What’s more, real political correctness always operates by implicitly characterizing the position it’s rejecting as the politically correct opinion. Soderbergh has apparently done meticulous research into Guevara’s revolutionary activities and tries to portrary them with the greatest rigor possible — again, this is based on Scott’s own description — yet we get this dismissive nonsense:

“Che,” in effect, represents the position of a person at that cocktail party who feels superior to the others because, unlike those liberal phonies, he really understands, in the depths of his soul, the Cuban revolution and the agonies of the third world. More dogmatic than thou (and certainly than Walter Salles’s 2004 “Motorcycle Diaries,” a vivid and sympathetic picture of the young Ernesto Guevara), “Che” not only participates in the worship of its subject but also spares no effort to insulate him from skepticism.

Assuming Soderbergh has actually done the research that Scott portrays him as doing, how could he not understand the Cuban revolution? Is it simply impossible for anyone to understand it? Apparently we are to believe that there is an absolutely unbridgable gap in human experience between the first and third worlds, and any attempt to bridge that gap is a priori phony and self-serving — the stuff of self-righteous cocktail party liberalism.

The falsity of this line of thought is clear when we consider how Scott would react to an identical film created by an actual Latin American director: here, too, we would be dealing with naive hagiography, though the blame would come from the director’s lack of access to a detached and objective first world perspective rather than his false attempt to overcome that very detachment. Simply put, for the mainstream liberal critic, it is impossible for a film that identifies with revolutionary politics to be a valid and true piece of art.

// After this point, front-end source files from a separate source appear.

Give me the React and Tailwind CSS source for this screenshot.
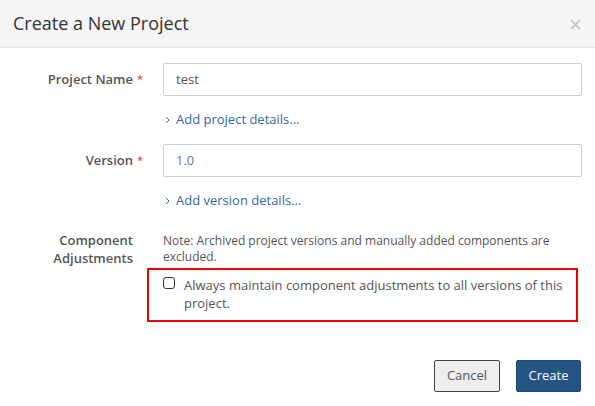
import React from "react";

function Chevron() {
  return (
    <svg width="5" height="8" viewBox="0 0 5 8" className="ml-[2px] mr-[6px]">
      <path d="M1 1L4 4L1 7" stroke="#31699b" strokeWidth="1" fill="none" />
    </svg>
  );
}

export default function App() {
  return (
    <div className="w-[595px] h-[406px] bg-white text-[#333] overflow-hidden" style={{ fontFamily: '"Open Sans", sans-serif' }}>
      <div className="h-[48px] bg-[#f5f5f5] border-b border-[#e5e5e5] flex items-center justify-between pl-[13px] pr-[14px]">
        <h1 className="text-[18px] text-[#333] font-normal">Create a New Project</h1>
        <svg width="11" height="11" viewBox="0 0 11 11" className="mt-[2px]">
          <path d="M1 1L10 10M10 1L1 10" stroke="#bbb" strokeWidth="1.6" />
        </svg>
      </div>
      <div className="pt-[15px] pr-[13px]">
        <div className="flex items-center">
          <div className="relative w-[148px] pr-[15px] text-right text-[13px] font-semibold text-[#555]">
            Project Name
            <span className="absolute right-[5px] top-[1px] text-[#d9534f] text-[11px]">*</span>
          </div>
          <div className="ml-[15px] flex-1 h-[33px] border border-[#ccc] rounded-[2px] flex items-center px-[12px] text-[13px] text-[#555]">test</div>
        </div>
        <div className="ml-[163px] mt-[14px] h-[20px] flex items-center text-[13px] text-[#31699b]">
          <Chevron />Add project details...
        </div>
        <div className="flex items-center mt-[14px]">
          <div className="relative w-[148px] pr-[15px] text-right text-[13px] font-semibold text-[#555]">
            Version
            <span className="absolute right-[5px] top-[1px] text-[#d9534f] text-[11px]">*</span>
          </div>
          <div className="ml-[15px] flex-1 h-[33px] border border-[#ccc] rounded-[2px] flex items-center px-[12px] text-[13px] text-[#777]">1.0</div>
        </div>
        <div className="ml-[163px] mt-[14px] h-[20px] flex items-center text-[13px] text-[#31699b]">
          <Chevron />Add version details...
        </div>
        <div className="flex mt-[22px]">
          <div className="w-[148px] pr-[15px] text-right text-[13px] font-semibold text-[#555] leading-[18px] -mt-[2px]">
            Component<br />Adjustments
          </div>
          <div className="flex-1">
            <div className="ml-[15px] text-[12px] leading-[16px] text-[#555] pr-[20px]">
              Note: Archived project versions and manually added components are excluded.
            </div>
            <div className="-ml-[1px] mr-[4px] mt-[3px] border-2 border-[#e00] h-[54px] flex pl-[14px] pt-[6px]">
              <div className="w-[12px] h-[12px] border border-[#333] rounded-[3px] mt-[1px] shrink-0"></div>
              <div className="ml-[9px] text-[13px] leading-[18px] text-[#555] pr-[10px]">
                Always maintain component adjustments to all versions of this project.
              </div>
            </div>
          </div>
        </div>
        <div className="flex justify-end gap-[16px] mt-[38px] pr-[1px]">
          <button className="h-[32px] w-[66px] bg-[#eee] border border-[#444] rounded-[2px] text-[13px] text-[#555]">Cancel</button>
          <button className="h-[32px] w-[65px] bg-[#245583] border border-[#1f4b75] rounded-[2px] text-[13px] text-white">Create</button>
        </div>
      </div>
    </div>
  );
}
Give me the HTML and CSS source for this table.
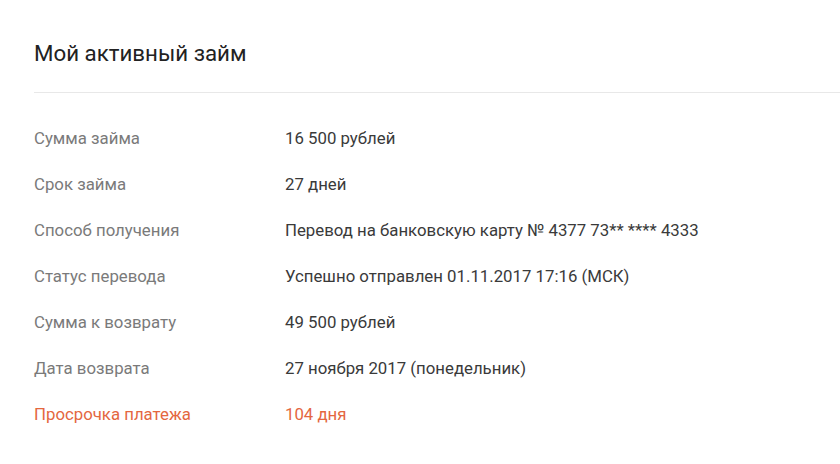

December 13, 2008 - Posted by | film, politics

6 Comments

  1. The only response I can really give to this is, “yes”.

    Comment by Anthony Paul Smith | December 13, 2008

  2. Elegiac. Absolutely not skeptical, nuanced, or conflicted. I saw this movie with a few friends at the Toronto Film Festival. There is not a hint of skepticism in del Toro’s portrayal. But even at the height of glory during the Cuban revolution, one feels like Che knows that the second half of the movie is coming. Asthma stands in for sweating drops of blood. Though that analogy fails, for their is never a sense that Che would have this cup pass.

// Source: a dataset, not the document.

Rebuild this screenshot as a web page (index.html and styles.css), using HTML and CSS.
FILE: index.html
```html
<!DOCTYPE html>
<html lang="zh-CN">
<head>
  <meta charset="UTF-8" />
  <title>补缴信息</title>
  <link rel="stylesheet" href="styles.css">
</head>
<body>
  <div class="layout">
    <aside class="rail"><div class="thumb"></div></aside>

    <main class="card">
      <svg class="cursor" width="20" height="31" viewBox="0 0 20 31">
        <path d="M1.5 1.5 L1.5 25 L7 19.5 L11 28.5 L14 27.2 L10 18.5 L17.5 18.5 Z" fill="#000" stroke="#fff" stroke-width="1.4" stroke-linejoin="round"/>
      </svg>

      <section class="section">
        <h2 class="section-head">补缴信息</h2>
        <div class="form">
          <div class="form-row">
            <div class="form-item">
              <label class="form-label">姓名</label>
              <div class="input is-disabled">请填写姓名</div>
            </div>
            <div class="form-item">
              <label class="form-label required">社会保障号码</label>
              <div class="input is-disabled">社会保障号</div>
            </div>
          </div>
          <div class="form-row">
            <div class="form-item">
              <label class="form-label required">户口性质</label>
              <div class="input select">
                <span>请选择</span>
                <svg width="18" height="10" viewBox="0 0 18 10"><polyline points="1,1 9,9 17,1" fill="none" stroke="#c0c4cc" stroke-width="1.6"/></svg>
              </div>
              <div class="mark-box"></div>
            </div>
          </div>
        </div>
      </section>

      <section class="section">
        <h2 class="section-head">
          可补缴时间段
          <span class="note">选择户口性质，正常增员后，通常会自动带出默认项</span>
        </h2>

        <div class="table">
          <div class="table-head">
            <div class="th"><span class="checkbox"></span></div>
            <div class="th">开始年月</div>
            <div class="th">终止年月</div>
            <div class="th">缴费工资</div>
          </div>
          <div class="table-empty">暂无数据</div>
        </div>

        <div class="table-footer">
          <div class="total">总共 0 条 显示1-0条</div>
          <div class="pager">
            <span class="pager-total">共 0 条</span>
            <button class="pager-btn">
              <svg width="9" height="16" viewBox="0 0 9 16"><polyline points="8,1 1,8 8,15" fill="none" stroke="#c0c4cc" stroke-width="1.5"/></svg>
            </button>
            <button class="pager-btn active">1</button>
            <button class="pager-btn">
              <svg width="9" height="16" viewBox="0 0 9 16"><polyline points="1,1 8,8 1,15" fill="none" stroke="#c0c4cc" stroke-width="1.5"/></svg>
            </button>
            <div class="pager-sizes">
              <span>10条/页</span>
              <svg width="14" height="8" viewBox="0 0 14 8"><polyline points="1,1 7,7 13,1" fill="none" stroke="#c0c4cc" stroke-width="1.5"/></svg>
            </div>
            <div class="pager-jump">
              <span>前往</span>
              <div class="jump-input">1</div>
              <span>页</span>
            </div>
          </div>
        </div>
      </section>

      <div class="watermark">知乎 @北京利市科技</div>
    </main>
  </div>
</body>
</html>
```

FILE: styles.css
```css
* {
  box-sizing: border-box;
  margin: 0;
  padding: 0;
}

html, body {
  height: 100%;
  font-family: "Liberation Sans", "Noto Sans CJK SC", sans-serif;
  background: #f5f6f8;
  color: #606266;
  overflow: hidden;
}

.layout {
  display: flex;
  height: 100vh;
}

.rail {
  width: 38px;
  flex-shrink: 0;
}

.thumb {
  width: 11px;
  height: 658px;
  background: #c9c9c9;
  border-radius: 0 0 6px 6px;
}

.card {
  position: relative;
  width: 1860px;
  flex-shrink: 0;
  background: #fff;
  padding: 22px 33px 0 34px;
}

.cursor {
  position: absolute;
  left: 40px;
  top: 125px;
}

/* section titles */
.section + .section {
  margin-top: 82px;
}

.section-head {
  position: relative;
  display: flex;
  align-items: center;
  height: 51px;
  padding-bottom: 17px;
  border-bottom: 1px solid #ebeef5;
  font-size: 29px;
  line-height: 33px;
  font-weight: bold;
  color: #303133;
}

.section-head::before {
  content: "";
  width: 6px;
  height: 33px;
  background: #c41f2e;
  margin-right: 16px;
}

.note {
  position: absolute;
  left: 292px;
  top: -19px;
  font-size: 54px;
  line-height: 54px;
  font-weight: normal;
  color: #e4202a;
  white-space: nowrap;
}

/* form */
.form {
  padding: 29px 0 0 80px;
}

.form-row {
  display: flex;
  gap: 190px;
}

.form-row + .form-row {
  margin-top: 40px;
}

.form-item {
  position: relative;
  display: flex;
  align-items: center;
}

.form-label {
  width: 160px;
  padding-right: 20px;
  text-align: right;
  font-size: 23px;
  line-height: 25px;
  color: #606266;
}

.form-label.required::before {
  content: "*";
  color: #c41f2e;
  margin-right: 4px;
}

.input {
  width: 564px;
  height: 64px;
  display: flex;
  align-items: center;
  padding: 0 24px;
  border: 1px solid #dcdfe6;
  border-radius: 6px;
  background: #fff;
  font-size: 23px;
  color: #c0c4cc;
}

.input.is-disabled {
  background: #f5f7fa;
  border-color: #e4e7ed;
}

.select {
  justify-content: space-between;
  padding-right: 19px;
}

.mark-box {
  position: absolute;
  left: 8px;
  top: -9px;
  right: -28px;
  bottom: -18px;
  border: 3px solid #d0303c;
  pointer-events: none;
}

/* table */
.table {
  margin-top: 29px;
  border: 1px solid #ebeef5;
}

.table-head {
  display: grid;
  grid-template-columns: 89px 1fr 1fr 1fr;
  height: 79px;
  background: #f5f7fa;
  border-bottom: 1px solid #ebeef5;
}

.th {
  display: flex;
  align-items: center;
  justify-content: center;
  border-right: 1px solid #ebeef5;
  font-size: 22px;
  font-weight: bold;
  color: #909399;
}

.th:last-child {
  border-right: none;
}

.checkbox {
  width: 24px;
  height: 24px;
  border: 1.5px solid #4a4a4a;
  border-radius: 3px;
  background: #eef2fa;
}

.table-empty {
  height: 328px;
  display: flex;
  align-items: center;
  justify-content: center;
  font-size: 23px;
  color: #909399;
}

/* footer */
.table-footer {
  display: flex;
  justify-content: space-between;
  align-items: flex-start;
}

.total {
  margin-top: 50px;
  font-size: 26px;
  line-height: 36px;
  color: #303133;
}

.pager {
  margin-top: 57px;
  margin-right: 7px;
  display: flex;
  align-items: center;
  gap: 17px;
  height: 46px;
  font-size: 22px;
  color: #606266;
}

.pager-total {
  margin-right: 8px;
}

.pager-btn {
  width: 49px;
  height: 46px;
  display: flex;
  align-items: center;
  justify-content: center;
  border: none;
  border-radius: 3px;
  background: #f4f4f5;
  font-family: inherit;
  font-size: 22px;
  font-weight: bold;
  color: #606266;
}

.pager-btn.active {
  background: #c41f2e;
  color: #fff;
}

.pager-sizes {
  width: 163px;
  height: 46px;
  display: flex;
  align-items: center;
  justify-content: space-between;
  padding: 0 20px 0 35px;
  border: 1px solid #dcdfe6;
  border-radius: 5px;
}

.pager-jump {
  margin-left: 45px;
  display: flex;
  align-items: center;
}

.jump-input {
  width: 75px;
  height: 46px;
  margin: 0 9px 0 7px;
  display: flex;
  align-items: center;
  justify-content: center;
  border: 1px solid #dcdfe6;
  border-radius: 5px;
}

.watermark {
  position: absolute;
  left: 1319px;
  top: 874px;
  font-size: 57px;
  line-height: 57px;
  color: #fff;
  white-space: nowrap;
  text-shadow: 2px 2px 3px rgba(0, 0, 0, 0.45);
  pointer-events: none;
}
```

    The two parts of the movie absolutely require each other. Absent del Toro, the first half *would* come off as romantic rather than epic. But did Scott walk out at the intermission? Because the second half of the movie shows a situation so totally lopsided against the possibility of revolution that one can’t help continually wondering why Che even thought there was a chance, and this in spite of the fact that the answer in the form of Cuba should be fresh in our minds. With the possible exception of Javier Bardem, there is not a single other actor I can think of who would make this movie work. But he does, and does gloriously, and to pretend that del Toro or the movie comes off as ‘more dogmatic than thou’ can only be the odious tripe of a man who understands his own position and feels the weight of a dead revolutionary’s unavoidable stare.

    Ebert hasn’t reviewed it yet because it doesn’t come out officially until the New Year, but it has made his list of the year’s best films. I usually very much enjoy A.O. Scott (that he had Ratatoille at #2 and Terror’s Advocate at #5 last year makes me love him even more), but he is a definite second behind Ebert. Scott is an outstanding critic by any standard. Ebert, however, consistently reads like the Pulitzer prize winner he is.

    Comment by old | December 13, 2008

  3. But why can’t all these left-revolutionaries be like Gandhi and MLK? Really, they are dealing with reasonable people, all they have to do is to ask nicely.

    Comment by abb1 | December 13, 2008

  4. I’ve never been able to understand on what principle pro-gun conservatives deny the poor and colonized the right to use violence to advance their interests. I’m actually pro-nonviolence, but ironically on pragmatic grounds, because violence is messy.

    Comment by Sajia Kabir | December 13, 2008

  5. […] Kotsko’s got a nice one up about A.O. Scott’s review of Soderbergh’s Che. Scott claims that we need a “moral […]

    Pingback by che! « ads without products | December 13, 2008

  6. Regarding Sajia’s comment, I’ve always enjoyed the fact that Huey Newton actually made significant use of California’s protection of gun rights.